There are two well-known algorithms. The deferred-acceptance algorithm is stable, not sincere on both sides and is not efficient, while the top-trading cycle rule is not stable, but is sincere and efficient. Pápai introduces a new algorithm: the weak trading cycle rule. In a surprising step she first throws away some information and turns the strict preferences into weak preferences. The keeping preferences weak, she uses the deferred acceptance algorithm to reject some applicants, while the ties are broken in a separate round using the TTC rule. The main result shows that the weak trading cycle rule is the only one that satisfies the appropriately (but naturally!) weakened properties, moreover the TTC and the deferred acceptance algorithm come out as special cases.

I find the fundamental idea genial, and even though the weakened properties are complex, simply long to write down, they are still natural. For instance stability allows a bad student to have a place at a good university, if it was traded with a good student (for something the good student could not get).
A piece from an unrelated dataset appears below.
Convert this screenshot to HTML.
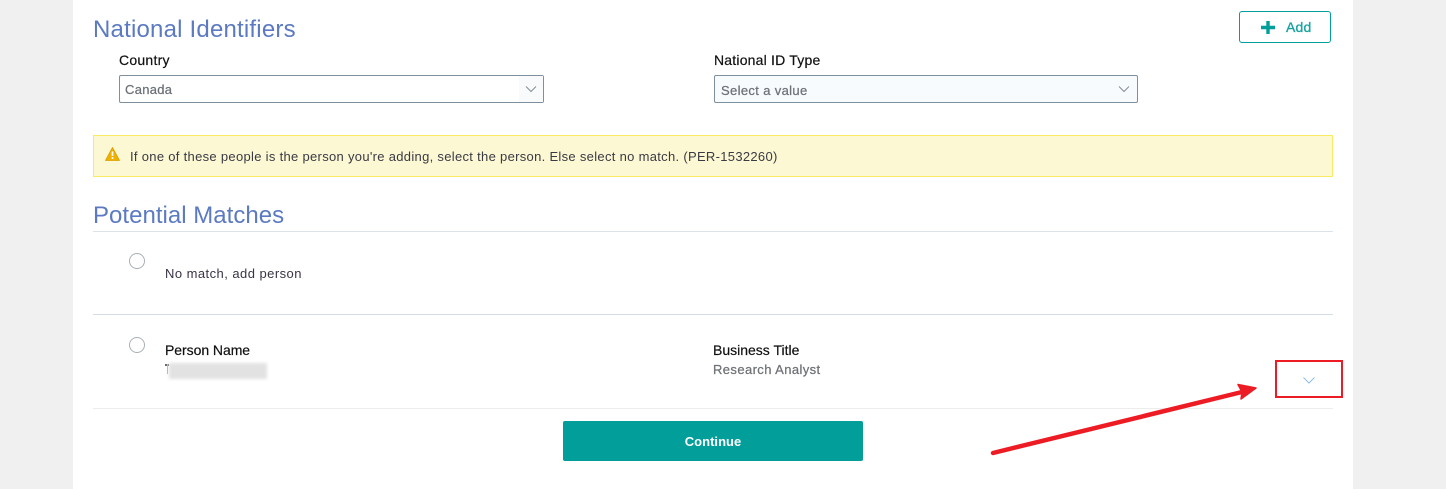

Besides issues of the exposition (the paper is still a draft), and potential extensions of the results, my main remark is to explore the connection with the improving cycles of Erdil and Ergin (2008), who seem to use a similar idea to resolve ties. Of course this does not diminish the merit of using such hybrid rules, which I consider the paper's main merit.

References:

Erdil, Aytek, and Haluk Ergin. 2008. "What's the Matter with Tie-Breaking? Improving Efficiency in School Choice." American Economic Review, 98(3): 669–89.
Pápai, Szilvia. 2010. "Matching with Minimal Priority Rights." manuscript.